Which is great – no copies anywhere, and we can call the function however we’d like. Semantic issues still abound, but apart from the fact that the program might not do what we want it to do, we’re fine.

But we’re not done yet.

Suppose we wanted to change the definition of add just a little bit – increment x before adding it. This is a contrived example, but it’s not that difficult to imagine a function where you’d like to modify your arguments.

auto increment_add = [] (const int& x) {
    ++x;
    return [&x] (int y) {
        return x + y;
    }
}

But this can’t work! We’ve already declared x to be passed in by constant reference, which means we can’t change it. What we really want is for x to be passed in by value. At this point, we realize that we’re precisely back at square one, and throw up our hands.

At least that’s how it was before initialized lambda capture in C++14.

Take #5: Pass by Value, Capture by Move

Initialized lambda capture gives us access to the [id = expression] syntax in the capture specifier list, allowing us to initialize the captured variables however we want.

The utility in our recurrent example is in the realization that x isn’t used in the outer function after the return statement (for obvious reasons), so it can technically be moved into the returned lambda.

auto add = [] (int x) {
    ++x;
    return [x = std::move(x)] (int y) {
        return x + y;
    }
}

By moving x into the lambda, we prevent the capture copy, while permitting x to be modified in the outer function (and indeed, in the inner function as well).

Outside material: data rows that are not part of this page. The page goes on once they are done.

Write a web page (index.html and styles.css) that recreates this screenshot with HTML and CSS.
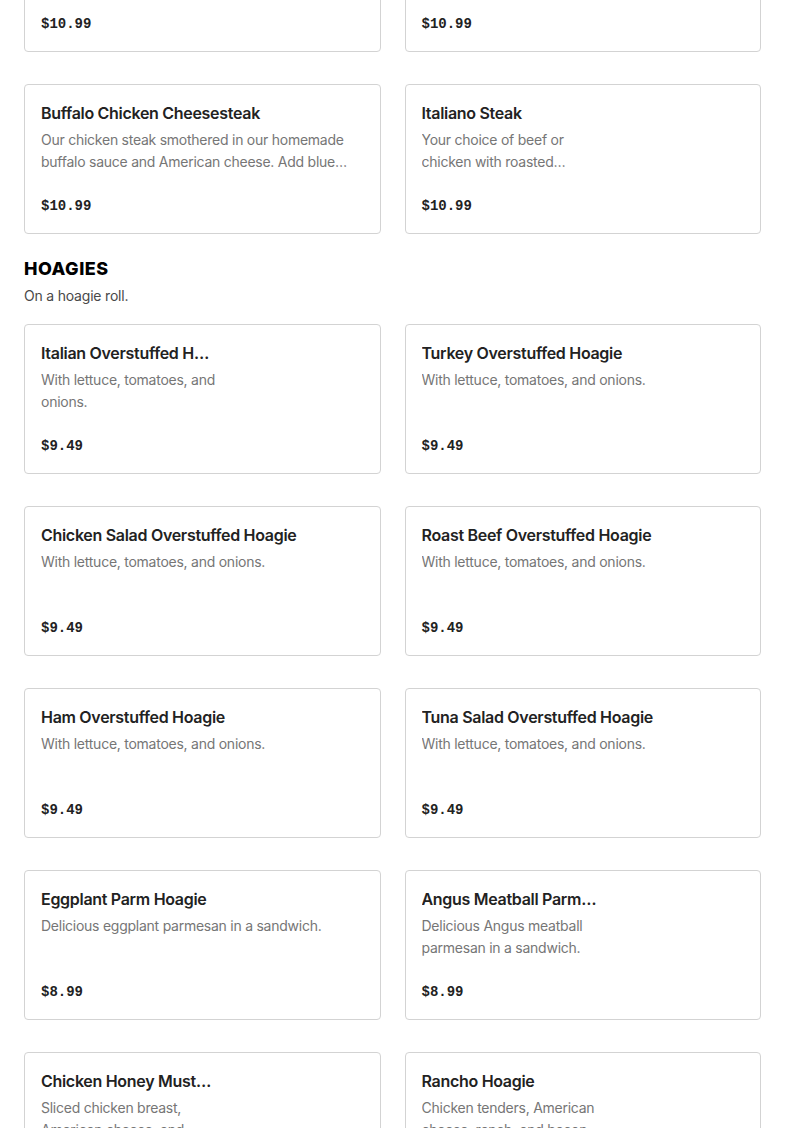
FILE: index.html
```html
<!DOCTYPE html>
<html lang="en">
<head>
<meta charset="utf-8">
<title>Menu</title>
<link rel="stylesheet" href="styles.css">
</head>
<body>
<main class="page">
  <div class="grid grid-first">
    <div class="card"><div class="info"><h3 class="title">Philly Cheesesteak</h3><p class="desc">Our classic steak with fried onions.</p><div class="price">$10.99</div></div></div>
    <div class="card"><div class="info"><h3 class="title">Chicken Cheesesteak</h3><p class="desc">Chicken steak with fried onions.</p><div class="price">$10.99</div></div></div>
    <div class="card"><div class="info"><h3 class="title">Buffalo Chicken Cheesesteak</h3><p class="desc">Our chicken steak smothered in our homemade buffalo sauce and American cheese. Add blue cheese.</p><div class="price">$10.99</div></div></div>
    <div class="card has-img"><div class="info"><h3 class="title">Italiano Steak</h3><p class="desc">Your choice of beef or chicken with roasted peppers.</p><div class="price">$10.99</div></div></div>
  </div>

  <section class="section">
    <h2 class="section-title">HOAGIES</h2>
    <p class="section-sub">On a hoagie roll.</p>
    <div class="grid">
      <div class="card has-img"><div class="info"><h3 class="title">Italian Overstuffed Hoagie</h3><p class="desc">With lettuce, tomatoes, and onions.</p><div class="price">$9.49</div></div></div>
      <div class="card"><div class="info"><h3 class="title">Turkey Overstuffed Hoagie</h3><p class="desc">With lettuce, tomatoes, and onions.</p><div class="price">$9.49</div></div></div>
      <div class="card"><div class="info"><h3 class="title">Chicken Salad Overstuffed Hoagie</h3><p class="desc">With lettuce, tomatoes, and onions.</p><div class="price">$9.49</div></div></div>
      <div class="card"><div class="info"><h3 class="title">Roast Beef Overstuffed Hoagie</h3><p class="desc">With lettuce, tomatoes, and onions.</p><div class="price">$9.49</div></div></div>
      <div class="card"><div class="info"><h3 class="title">Ham Overstuffed Hoagie</h3><p class="desc">With lettuce, tomatoes, and onions.</p><div class="price">$9.49</div></div></div>
      <div class="card"><div class="info"><h3 class="title">Tuna Salad Overstuffed Hoagie</h3><p class="desc">With lettuce, tomatoes, and onions.</p><div class="price">$9.49</div></div></div>
      <div class="card"><div class="info"><h3 class="title">Eggplant Parm Hoagie</h3><p class="desc">Delicious eggplant parmesan in a sandwich.</p><div class="price">$8.99</div></div></div>
      <div class="card has-img"><div class="info"><h3 class="title">Angus Meatball Parm Hoagie</h3><p class="desc">Delicious Angus meatball parmesan in a sandwich.</p><div class="price">$8.99</div></div></div>
      <div class="card has-img"><div class="info"><h3 class="title">Chicken Honey Mustard Hoagie</h3><p class="desc">Sliced chicken breast, American cheese, and honey mustard.</p><div class="price">$9.49</div></div></div>
      <div class="card has-img"><div class="info"><h3 class="title">Rancho Hoagie</h3><p class="desc">Chicken tenders, American cheese, ranch, and bacon.</p><div class="price">$9.49</div></div></div>
    </div>
  </section>
</main>
</body>
</html>
```

FILE: styles.css
```css
* { box-sizing: border-box; }
html, body { margin: 0; padding: 0; background: #ffffff; }
body {
  font-family: Inter, "Noto Sans", "Liberation Sans", sans-serif;
  color: #191919;
  overflow: hidden;
}
.page { padding: 0 24px; }
.grid {
  display: grid;
  grid-template-columns: 1fr 1fr;
  column-gap: 24px;
  row-gap: 32px;
}
.grid-first { margin-top: -98px; }
.card {
  height: 150px;
  border: 1px solid #d3d3d3;
  border-radius: 4px;
  padding: 16px;
  display: flex;
  background: #fff;
}
.info {
  display: flex;
  flex-direction: column;
  min-width: 0;
  flex: 1;
}
.has-img .info { flex: 0 0 auto; width: 185px; }
.has-img .title { width: 176px; }
.title {
  margin: 0;
  font-size: 16px;
  line-height: 24px;
  font-weight: 600;
  letter-spacing: -0.3px;
  color: #222;
  white-space: nowrap;
  overflow: hidden;
  text-overflow: ellipsis;
}
.desc {
  margin: 4px 0 0;
  font-size: 14px;
  line-height: 22px;
  letter-spacing: -0.25px;
  height: 44px;
  color: #767676;
  overflow: hidden;
  display: -webkit-box;
  -webkit-line-clamp: 2;
  -webkit-box-orient: vertical;
}
.price {
  margin-top: 22px;
  font-family: "Liberation Mono", "DejaVu Sans Mono", monospace;
  font-weight: 700;
  font-size: 14px;
  line-height: 22px;
  color: #222;
}
.section { margin-top: 23px; }
.section-title {
  margin: 0;
  font-size: 18px;
  line-height: 24px;
  font-weight: 800;
  color: #000;
  letter-spacing: 0.5px;
}
.section-sub {
  margin: 4px 0 17px;
  font-size: 14px;
  line-height: 22px;
  letter-spacing: -0.2px;
  color: #494949;
}
```
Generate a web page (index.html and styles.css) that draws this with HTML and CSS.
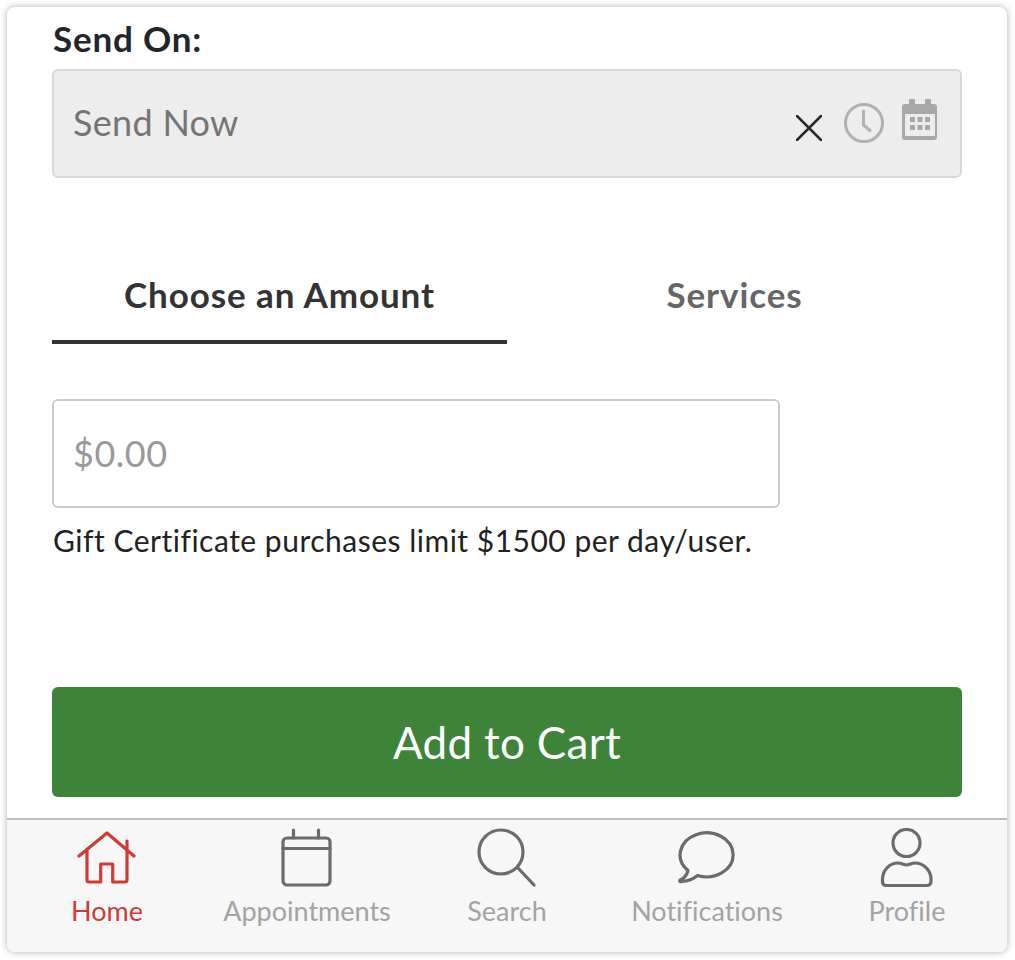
FILE: index.html
```html
<!DOCTYPE html>
<html>
	<head>
		<title>Gift Certificate</title>
		<meta name="viewport" content="width=device-width, initial-scale=1" />
		<link rel="stylesheet" href="styles.css">
	</head>
	<body>
		<div class="Card">
			<div class="Content">
				<label class="SendLabel">Send On:</label>
				<div class="SendField">
					<span class="SendValue">Send Now</span>
					<div class="FieldIcons">
						<svg class="IconClear" width="26" height="26" viewBox="0 0 26 26"><path d="M1 1L25 25M25 1L1 25"/></svg>
						<svg class="IconClock" width="40" height="40" viewBox="0 0 40 40"><circle cx="20" cy="20" r="18.5"/><path d="M19.5 8V22L26 27.500"/></svg>
						<svg class="IconDate" width="36" height="41" viewBox="0 0 36 41">
							<path d="M8 0h4a1 1 0 0 1 1 1v4h10V1a1 1 0 0 1 1-1h4a1 1 0 0 1 1 1v4h3a3 3 0 0 1 3 3v30a3 3 0 0 1-3 3H3a3 3 0 0 1-3-3V8a3 3 0 0 1 3-3h4V1a1 1 0 0 1 1-1z"/>
							<path class="Hole" d="M3 15h30v22H3z"/>
							<path d="M8 18h5v5H8zM15.500 18h5v5h-5zM23 18h5v5h-5zM8 26h5v5H8zM15.500 26h5v5h-5zM23 26h5v5h-5z"/>
						</svg>
					</div>
				</div>

				<div class="Tabs">
					<div class="Tab Active">Choose an Amount</div>
					<div class="Tab">Services</div>
				</div>

				<div class="AmountInput">$0.00</div>
				<p class="Note">Gift Certificate purchases limit $1500 per day/user.</p>

				<button class="AddButton">Add to Cart</button>
			</div>

			<nav class="TabBar">
				<div class="NavItem Current">
					<svg viewBox="0 0 60 60"><path d="M2 28L30 5L57 28M10 21V52a2 2 0 0 0 2 2H23.700V36H35.700V54H48a2 2 0 0 0 2-2V13"/></svg>
					<span>Home</span>
				</div>
				<div class="NavItem">
					<svg viewBox="0 0 60 60"><rect x="6" y="10" width="47" height="47" rx="4"/><path d="M6 20.500H53M16.500 2V10M41.500 2V10"/></svg>
					<span>Appointments</span>
				</div>
				<div class="NavItem">
					<svg viewBox="0 0 60 60"><circle cx="24" cy="24" r="22"/><path d="M41 40L57 57"/></svg>
					<span>Search</span>
				</div>
				<div class="NavItem">
					<svg viewBox="0 0 60 60"><path d="M20.500 47.500A26.500 22 0 1 0 11 42.500Q9 50 3 52Q2 54 5 53.500Q14 53 20.500 47.500Z"/></svg>
					<span>Notifications</span>
				</div>
				<div class="NavItem">
					<svg viewBox="0 0 60 60"><circle cx="29.500" cy="15" r="13.500"/><path d="M9 57.500H50a4 4 0 0 0 4-4V51C54 42 46 35 38 35C34 35 33 37 29.500 37C26 37 25 35 21 35C13 35 5.500 42 5.500 51V53.500a4 4 0 0 0 3.500 4z"/></svg>
					<span>Profile</span>
				</div>
			</nav>
		</div>
	</body>
</html>
```
FILE: styles.css
```css
:root
{
	--ink: #22262a;
	--green: #3d8338;
	--red: #cf3a37;
	--navGrey: #a3a3a3;
	--iconGrey: #6b6b6b;
}

html, body
{
	margin: 0;
	background: #fff;
}

body
{
	padding: 7px;
	font-family: Lato, sans-serif;
	font-variant-ligatures: none;
	color: var(--ink);
}

.Card
{
	width: 1000px;
	height: 945px;
	display: flex;
	flex-direction: column;
	background: #fff;
	border-radius: 8px;
	overflow: hidden;
	box-shadow: 0 0 7px rgba(0,0,0,0.32);
}

.Content
{
	flex: 1;
	display: flex;
	flex-direction: column;
	padding: 0 45px;
}

.SendLabel
{
	margin-top: 11px;
	padding-left: 1px;
	font-size: 35px;
	line-height: 40px;
	font-weight: 700;
	letter-spacing: 0.8px;
}

.SendField
{
	box-sizing: border-box;
	height: 109px;
	margin-top: 11px;
	display: flex;
	align-items: center;
	justify-content: space-between;
	padding: 0 22px 0 19px;
	background: #ededed;
	border: 2px solid #d8d8d8;
	border-radius: 6px;
}

.SendValue
{
	margin-top: -4px;
	font-size: 36px;
	letter-spacing: 0.3px;
	color: #757575;
}

.FieldIcons
{
	display: flex;
	align-items: flex-start;
	height: 41px;
	margin-top: -9px;
}

.IconClear
{
	margin-top: 16px;
	margin-right: 22px;
}
.IconClear path
{
	fill: none;
	stroke: #2b2b2b;
	stroke-width: 2.500;
	stroke-linecap: round;
}

.IconClock
{
	margin-top: 4px;
	margin-right: 18px;
}
.IconClock circle,
.IconClock path
{
	fill: none;
	stroke: #b1b1b1;
	stroke-width: 3;
	stroke-linecap: round;
}

.IconDate path
{
	fill: #a8a8a8;
}
.IconDate .Hole
{
	fill: #ededed;
}

.Tabs
{
	display: flex;
	margin-top: 91px;
}

.Tab
{
	flex: 1;
	height: 71px;
	text-align: center;
	font-size: 35px;
	line-height: 51px;
	font-weight: 700;
	letter-spacing: 0.9px;
	color: #666;
}

.Tab.Active
{
	color: #333;
	border-bottom: 4px solid #333;
}

.AmountInput
{
	box-sizing: border-box;
	width: 728px;
	height: 109px;
	margin-top: 55px;
	padding: 0 19px 2px;
	display: flex;
	align-items: center;
	background: #fff;
	border: 2px solid #ccc;
	border-radius: 6px;
	font-size: 36px;
	letter-spacing: 0.5px;
	color: #999;
}

.Note
{
	margin: 12px 0 0 0;
	padding-left: 1px;
	font-size: 30px;
	line-height: 40px;
	letter-spacing: 0.5px;
	color: #222;
}

.AddButton
{
	height: 110px;
	margin-top: 127px;
	background: var(--green);
	border: none;
	border-radius: 6px;
	font-family: inherit;
	font-size: 44px;
	letter-spacing: 0.3px;
	color: #fff;
}

.TabBar
{
	box-sizing: border-box;
	height: 134px;
	display: flex;
	background: #f7f7f7;
	border-top: 2px solid #bbb;
}

.NavItem
{
	flex: 1;
	display: flex;
	flex-direction: column;
	align-items: center;
	padding-top: 8px;
	color: var(--navGrey);
	font-size: 27px;
	line-height: 32px;
}

.NavItem svg
{
	width: 60px;
	height: 60px;
	margin-bottom: 7px;
	fill: none;
	stroke: var(--iconGrey);
	stroke-width: 3.200;
	stroke-linecap: round;
	stroke-linejoin: round;
}

.NavItem.Current
{
	color: var(--red);
}
.NavItem.Current svg
{
	stroke: var(--red);
}
```
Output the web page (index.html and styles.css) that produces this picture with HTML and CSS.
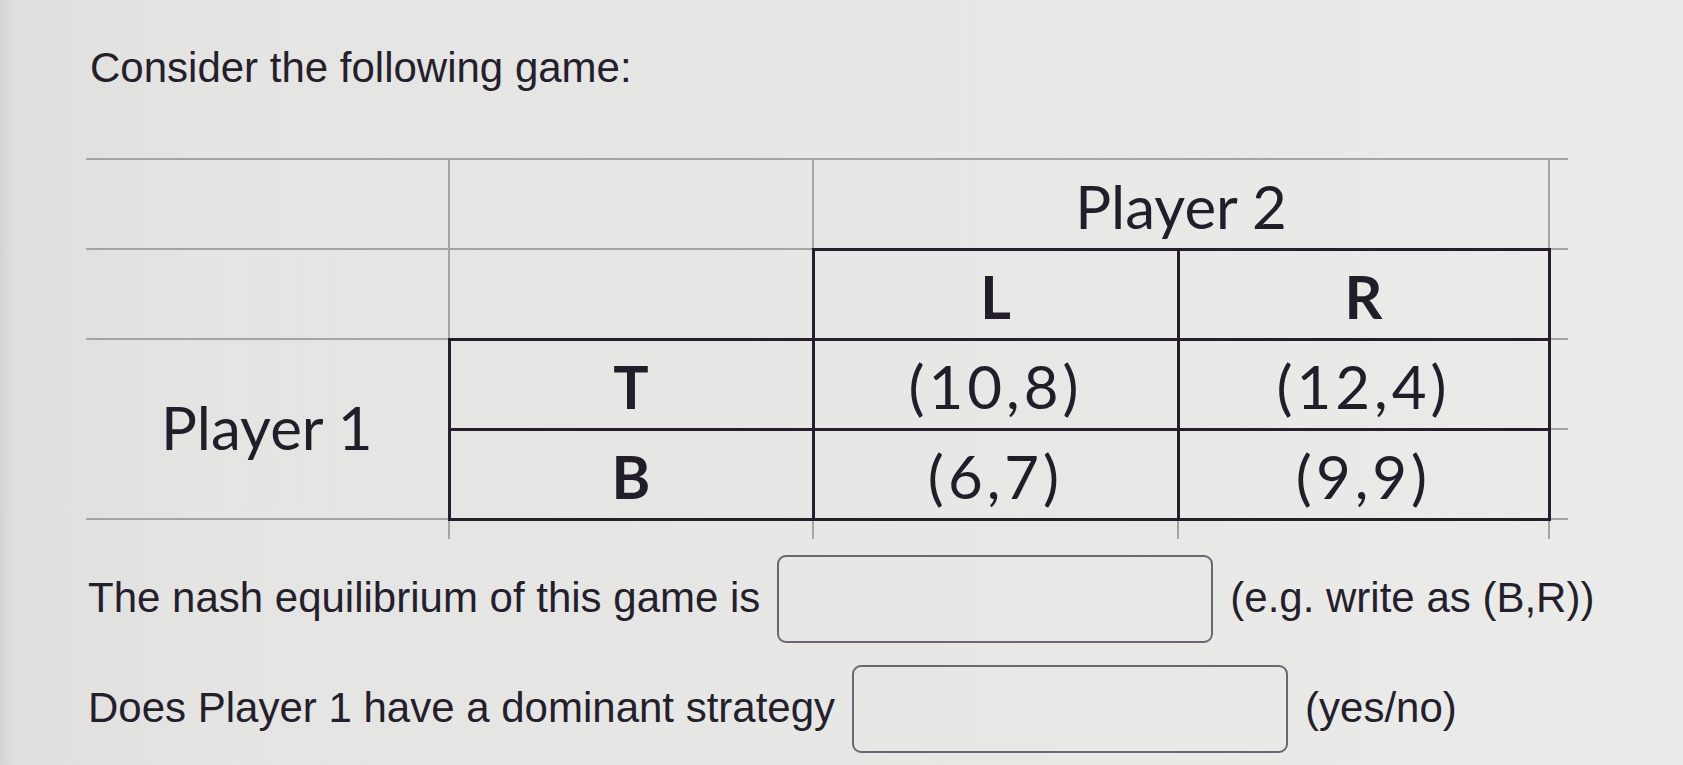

Additionally, by accepting x by value in the outer function, we permit the compiler to infer moves there as well. This will result in exactly as many copies as are necessary in order to get the desired behaviour.

This technique exhibits varying degrees of success for different data-types; primitive types such as int and float arguably don’t benefit that much, since a move is about as expensive as a copy. More complex types with heap-allocated resources such as std::vector might take arbitrarily long to copy, making a move quite appealing.

Lastly, for types which can only be moved and not copied – such as std::unique_ptr, this is the only way to capture them.